#### EXERCISE DATA:
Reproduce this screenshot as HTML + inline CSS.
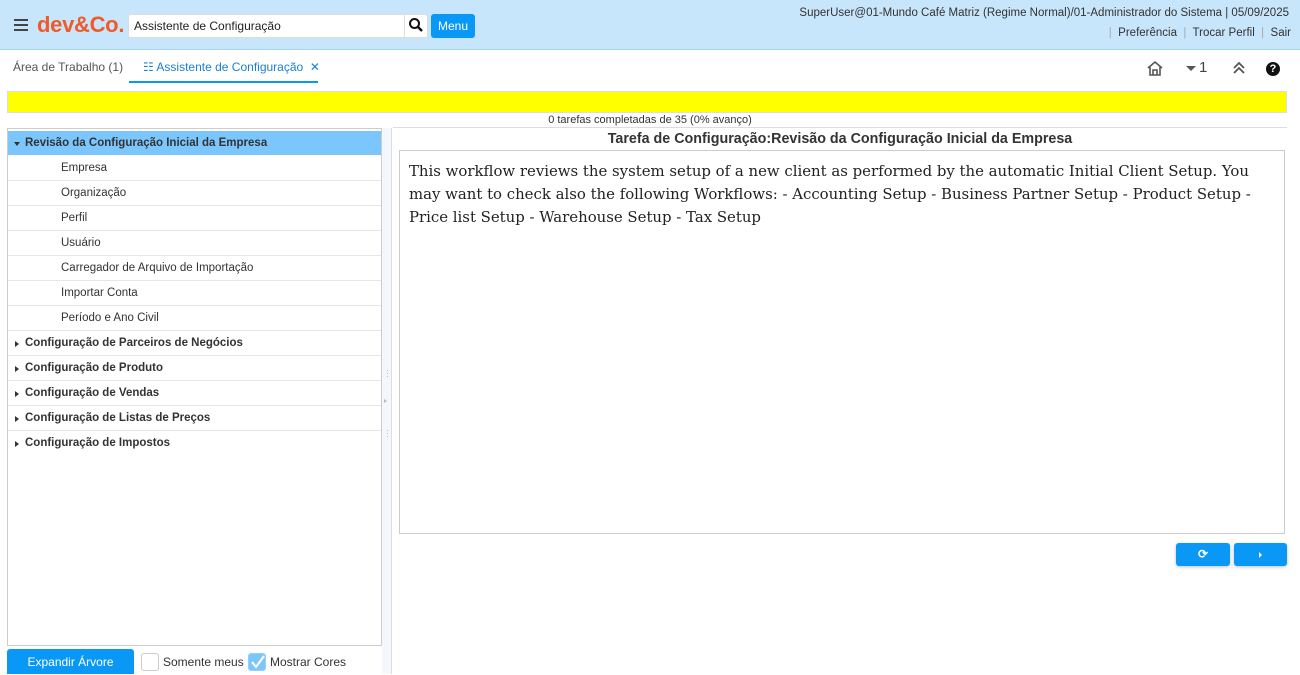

* * *

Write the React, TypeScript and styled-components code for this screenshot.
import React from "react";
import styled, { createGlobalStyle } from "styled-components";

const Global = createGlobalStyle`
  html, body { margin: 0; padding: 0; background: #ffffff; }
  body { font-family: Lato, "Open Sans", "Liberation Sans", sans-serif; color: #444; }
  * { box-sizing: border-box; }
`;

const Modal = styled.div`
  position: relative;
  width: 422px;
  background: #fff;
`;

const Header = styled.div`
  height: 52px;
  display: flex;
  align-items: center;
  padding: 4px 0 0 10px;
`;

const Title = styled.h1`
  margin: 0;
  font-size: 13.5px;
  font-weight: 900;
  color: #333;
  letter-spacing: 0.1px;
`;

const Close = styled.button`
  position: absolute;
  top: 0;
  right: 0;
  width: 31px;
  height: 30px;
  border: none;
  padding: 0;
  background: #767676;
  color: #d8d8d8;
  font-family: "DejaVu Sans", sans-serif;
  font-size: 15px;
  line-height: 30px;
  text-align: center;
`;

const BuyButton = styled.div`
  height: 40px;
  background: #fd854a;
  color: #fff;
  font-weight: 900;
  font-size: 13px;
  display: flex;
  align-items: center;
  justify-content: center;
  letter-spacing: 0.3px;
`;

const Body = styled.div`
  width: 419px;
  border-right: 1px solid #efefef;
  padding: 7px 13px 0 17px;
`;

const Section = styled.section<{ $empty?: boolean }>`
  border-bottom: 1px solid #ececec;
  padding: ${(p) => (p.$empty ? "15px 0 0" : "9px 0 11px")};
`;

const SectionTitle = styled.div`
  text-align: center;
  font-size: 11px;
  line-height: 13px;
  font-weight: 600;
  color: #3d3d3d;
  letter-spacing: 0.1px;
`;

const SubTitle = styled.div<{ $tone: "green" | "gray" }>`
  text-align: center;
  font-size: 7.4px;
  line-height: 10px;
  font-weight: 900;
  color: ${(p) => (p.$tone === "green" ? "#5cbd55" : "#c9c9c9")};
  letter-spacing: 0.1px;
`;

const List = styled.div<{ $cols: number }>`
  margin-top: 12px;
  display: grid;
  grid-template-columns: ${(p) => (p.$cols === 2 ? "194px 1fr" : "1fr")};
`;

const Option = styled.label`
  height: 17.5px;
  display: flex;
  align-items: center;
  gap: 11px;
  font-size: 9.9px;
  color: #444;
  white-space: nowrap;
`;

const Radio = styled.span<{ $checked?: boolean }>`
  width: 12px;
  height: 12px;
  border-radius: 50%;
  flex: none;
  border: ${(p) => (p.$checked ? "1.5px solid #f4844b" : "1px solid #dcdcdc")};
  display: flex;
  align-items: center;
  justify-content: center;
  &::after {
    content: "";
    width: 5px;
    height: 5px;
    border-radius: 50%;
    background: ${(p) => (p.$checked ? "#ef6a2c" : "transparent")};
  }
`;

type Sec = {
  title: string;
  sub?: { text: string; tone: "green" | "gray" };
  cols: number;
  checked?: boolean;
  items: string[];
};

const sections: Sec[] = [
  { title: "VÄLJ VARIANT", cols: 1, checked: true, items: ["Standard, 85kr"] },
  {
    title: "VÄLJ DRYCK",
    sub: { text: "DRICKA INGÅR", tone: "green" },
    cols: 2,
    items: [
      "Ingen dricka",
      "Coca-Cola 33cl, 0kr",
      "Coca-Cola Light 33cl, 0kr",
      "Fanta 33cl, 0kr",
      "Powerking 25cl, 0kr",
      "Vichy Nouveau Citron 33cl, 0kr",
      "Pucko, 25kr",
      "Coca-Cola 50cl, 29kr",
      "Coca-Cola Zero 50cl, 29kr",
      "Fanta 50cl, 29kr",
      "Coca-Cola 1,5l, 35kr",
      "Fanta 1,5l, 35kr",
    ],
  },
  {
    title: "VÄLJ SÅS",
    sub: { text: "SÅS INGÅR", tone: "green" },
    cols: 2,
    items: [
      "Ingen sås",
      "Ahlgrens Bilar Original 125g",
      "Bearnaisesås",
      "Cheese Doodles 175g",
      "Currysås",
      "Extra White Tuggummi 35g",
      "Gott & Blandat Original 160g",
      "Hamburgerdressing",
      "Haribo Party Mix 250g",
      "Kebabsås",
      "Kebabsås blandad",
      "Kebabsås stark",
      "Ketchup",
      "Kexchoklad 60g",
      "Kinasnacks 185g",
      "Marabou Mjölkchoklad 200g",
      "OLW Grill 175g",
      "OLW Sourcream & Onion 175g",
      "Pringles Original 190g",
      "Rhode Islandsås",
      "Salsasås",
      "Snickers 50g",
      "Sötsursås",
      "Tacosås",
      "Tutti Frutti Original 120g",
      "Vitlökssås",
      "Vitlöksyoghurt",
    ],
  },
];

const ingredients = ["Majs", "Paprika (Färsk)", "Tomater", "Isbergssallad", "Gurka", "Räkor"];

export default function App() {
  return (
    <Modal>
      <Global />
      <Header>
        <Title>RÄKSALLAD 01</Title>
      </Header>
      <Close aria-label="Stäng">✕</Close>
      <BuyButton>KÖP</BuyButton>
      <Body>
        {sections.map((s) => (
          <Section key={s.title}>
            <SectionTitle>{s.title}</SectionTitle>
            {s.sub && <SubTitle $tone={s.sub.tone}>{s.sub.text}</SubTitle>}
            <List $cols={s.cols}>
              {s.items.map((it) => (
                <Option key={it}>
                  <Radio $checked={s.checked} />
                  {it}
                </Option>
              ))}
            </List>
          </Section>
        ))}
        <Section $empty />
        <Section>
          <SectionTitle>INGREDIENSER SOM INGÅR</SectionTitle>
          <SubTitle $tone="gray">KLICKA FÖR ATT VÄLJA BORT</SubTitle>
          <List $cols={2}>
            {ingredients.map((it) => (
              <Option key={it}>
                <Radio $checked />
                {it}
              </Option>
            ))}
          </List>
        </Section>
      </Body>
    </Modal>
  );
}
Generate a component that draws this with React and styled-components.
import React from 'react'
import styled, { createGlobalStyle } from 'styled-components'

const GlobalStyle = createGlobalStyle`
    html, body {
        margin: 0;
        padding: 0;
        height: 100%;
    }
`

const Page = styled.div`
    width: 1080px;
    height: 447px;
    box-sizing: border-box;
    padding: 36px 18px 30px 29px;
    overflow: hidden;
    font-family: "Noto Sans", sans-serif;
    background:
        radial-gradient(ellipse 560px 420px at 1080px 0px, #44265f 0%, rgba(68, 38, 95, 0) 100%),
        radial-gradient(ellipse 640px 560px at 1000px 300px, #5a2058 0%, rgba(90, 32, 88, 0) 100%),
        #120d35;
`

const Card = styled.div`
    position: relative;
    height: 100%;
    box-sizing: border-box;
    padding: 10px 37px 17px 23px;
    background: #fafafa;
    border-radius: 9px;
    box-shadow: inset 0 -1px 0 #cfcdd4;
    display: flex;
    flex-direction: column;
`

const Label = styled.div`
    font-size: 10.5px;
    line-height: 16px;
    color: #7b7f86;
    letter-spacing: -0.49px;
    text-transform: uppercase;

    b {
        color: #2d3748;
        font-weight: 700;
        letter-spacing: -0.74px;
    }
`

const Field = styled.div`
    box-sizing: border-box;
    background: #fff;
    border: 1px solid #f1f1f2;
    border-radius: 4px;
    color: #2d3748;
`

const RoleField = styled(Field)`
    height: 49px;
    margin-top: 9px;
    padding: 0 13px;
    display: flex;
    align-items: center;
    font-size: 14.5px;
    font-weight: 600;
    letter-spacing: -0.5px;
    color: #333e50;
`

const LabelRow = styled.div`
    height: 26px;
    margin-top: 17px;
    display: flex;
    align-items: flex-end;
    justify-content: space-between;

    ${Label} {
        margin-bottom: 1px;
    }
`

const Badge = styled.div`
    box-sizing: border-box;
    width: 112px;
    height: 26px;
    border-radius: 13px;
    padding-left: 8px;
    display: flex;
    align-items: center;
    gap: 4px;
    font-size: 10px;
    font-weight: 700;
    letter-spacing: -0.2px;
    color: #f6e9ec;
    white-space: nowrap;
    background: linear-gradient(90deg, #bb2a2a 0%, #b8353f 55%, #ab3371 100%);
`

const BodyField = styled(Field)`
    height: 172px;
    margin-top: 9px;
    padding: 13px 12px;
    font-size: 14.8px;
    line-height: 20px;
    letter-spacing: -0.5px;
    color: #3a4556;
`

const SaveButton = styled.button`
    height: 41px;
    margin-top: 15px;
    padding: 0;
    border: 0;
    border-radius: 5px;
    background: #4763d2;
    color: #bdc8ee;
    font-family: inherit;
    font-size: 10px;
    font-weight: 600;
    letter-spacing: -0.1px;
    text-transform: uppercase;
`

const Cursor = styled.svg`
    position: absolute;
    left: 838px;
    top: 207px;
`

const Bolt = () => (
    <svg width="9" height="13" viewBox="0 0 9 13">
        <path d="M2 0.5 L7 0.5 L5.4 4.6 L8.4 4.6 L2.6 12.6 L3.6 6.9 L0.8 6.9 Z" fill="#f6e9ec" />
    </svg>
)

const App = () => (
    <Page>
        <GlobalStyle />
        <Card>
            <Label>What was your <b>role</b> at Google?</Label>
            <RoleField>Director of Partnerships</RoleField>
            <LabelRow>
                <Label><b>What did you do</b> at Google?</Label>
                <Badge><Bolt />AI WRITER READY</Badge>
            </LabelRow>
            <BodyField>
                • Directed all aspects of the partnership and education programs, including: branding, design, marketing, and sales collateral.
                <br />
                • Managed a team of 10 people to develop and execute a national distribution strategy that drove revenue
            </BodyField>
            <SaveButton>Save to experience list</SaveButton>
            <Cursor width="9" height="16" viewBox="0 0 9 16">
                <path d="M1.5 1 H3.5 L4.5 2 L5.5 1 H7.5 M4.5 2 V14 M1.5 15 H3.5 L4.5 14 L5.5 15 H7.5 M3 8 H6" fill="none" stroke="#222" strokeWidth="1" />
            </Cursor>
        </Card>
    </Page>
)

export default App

---

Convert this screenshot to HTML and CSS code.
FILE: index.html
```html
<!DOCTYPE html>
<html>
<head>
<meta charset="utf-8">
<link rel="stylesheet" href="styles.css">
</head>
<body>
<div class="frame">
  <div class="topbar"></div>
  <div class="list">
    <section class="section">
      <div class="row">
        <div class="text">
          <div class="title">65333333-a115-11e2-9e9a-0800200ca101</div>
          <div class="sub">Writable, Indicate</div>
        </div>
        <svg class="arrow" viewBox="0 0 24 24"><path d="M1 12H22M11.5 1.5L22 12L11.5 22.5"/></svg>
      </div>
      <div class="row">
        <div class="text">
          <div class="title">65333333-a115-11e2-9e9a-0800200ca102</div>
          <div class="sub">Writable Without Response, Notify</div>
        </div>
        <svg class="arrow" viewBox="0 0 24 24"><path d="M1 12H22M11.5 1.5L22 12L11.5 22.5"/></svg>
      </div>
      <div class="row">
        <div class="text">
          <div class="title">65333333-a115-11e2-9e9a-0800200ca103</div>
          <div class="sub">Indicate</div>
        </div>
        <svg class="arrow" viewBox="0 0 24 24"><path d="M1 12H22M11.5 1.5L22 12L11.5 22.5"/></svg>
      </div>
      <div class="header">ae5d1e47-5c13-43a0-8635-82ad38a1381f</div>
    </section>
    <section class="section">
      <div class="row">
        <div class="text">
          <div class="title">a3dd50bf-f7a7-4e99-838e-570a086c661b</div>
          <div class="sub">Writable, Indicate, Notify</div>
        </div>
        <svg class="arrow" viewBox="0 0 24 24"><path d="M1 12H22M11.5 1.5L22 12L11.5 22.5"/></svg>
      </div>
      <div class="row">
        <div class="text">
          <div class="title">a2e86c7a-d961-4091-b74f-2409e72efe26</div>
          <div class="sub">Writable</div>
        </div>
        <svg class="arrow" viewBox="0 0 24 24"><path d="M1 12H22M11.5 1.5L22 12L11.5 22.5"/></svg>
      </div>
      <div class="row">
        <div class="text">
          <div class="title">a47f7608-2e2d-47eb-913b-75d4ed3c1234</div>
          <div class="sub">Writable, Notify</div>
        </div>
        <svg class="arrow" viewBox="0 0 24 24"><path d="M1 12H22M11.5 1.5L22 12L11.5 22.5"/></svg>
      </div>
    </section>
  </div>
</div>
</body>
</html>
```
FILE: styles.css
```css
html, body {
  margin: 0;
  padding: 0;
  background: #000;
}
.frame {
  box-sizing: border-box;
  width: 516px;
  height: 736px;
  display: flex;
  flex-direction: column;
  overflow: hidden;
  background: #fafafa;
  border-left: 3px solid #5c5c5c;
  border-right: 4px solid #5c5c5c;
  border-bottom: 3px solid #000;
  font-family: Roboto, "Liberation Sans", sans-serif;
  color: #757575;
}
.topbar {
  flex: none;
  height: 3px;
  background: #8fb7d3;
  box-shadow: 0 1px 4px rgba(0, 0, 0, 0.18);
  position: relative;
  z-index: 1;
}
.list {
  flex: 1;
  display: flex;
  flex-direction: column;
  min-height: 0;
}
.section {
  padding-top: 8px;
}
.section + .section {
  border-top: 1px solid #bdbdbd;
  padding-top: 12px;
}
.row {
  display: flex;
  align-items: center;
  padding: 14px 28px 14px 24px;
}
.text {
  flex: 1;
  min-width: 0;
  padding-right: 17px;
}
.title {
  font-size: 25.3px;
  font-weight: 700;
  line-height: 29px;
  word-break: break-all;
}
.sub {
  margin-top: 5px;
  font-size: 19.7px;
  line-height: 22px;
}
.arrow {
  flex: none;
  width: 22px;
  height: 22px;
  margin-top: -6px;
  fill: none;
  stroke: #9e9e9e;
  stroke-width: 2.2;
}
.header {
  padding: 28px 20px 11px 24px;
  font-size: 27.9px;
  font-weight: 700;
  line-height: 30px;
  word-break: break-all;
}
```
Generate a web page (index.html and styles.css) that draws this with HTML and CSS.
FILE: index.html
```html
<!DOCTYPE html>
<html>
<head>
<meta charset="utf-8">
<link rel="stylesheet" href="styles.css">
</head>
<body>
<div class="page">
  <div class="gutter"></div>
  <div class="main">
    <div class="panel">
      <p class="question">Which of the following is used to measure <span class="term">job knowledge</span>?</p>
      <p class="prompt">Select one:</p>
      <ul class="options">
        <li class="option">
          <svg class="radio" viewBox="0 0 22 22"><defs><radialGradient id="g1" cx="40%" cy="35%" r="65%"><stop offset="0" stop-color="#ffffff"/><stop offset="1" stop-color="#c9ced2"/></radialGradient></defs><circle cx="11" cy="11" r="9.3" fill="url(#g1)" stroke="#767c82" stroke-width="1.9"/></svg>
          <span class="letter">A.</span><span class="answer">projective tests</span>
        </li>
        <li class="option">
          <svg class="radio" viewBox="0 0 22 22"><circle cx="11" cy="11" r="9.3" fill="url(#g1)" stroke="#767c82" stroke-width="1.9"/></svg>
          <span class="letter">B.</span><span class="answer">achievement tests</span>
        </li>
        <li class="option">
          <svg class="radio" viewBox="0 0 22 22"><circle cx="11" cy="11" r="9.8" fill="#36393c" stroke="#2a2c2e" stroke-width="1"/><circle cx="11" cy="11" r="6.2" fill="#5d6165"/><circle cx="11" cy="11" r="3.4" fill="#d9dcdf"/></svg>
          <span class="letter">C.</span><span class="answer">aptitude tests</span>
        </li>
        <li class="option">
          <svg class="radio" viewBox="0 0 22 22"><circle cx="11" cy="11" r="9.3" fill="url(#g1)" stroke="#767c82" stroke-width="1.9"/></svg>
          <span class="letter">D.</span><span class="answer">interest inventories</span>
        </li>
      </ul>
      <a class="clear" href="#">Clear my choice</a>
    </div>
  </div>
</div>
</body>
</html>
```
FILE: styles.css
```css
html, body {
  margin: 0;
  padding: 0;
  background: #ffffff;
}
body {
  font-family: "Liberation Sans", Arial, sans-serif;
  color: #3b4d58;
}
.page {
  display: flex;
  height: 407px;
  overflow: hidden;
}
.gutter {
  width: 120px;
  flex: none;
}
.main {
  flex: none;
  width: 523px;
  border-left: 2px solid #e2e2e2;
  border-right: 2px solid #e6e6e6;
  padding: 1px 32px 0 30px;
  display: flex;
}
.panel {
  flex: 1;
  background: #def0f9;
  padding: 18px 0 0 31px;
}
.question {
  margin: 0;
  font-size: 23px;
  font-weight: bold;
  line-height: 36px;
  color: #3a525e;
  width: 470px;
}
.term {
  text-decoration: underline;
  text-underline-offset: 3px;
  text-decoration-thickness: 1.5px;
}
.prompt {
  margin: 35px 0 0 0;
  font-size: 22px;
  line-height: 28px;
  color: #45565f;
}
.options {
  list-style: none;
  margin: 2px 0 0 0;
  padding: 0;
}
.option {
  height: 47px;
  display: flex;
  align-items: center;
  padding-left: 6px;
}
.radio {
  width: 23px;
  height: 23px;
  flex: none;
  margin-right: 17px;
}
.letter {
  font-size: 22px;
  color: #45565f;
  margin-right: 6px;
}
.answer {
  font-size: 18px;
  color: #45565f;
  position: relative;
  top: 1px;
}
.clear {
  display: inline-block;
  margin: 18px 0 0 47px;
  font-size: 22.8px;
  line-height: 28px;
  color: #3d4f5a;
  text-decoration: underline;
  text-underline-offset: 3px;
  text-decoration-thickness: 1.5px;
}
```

#### WORK TO DO:
Only a number is wanted: how many lines of the data above contain "screenshot"?

#### RESULT OF THIS EXERCISE:
3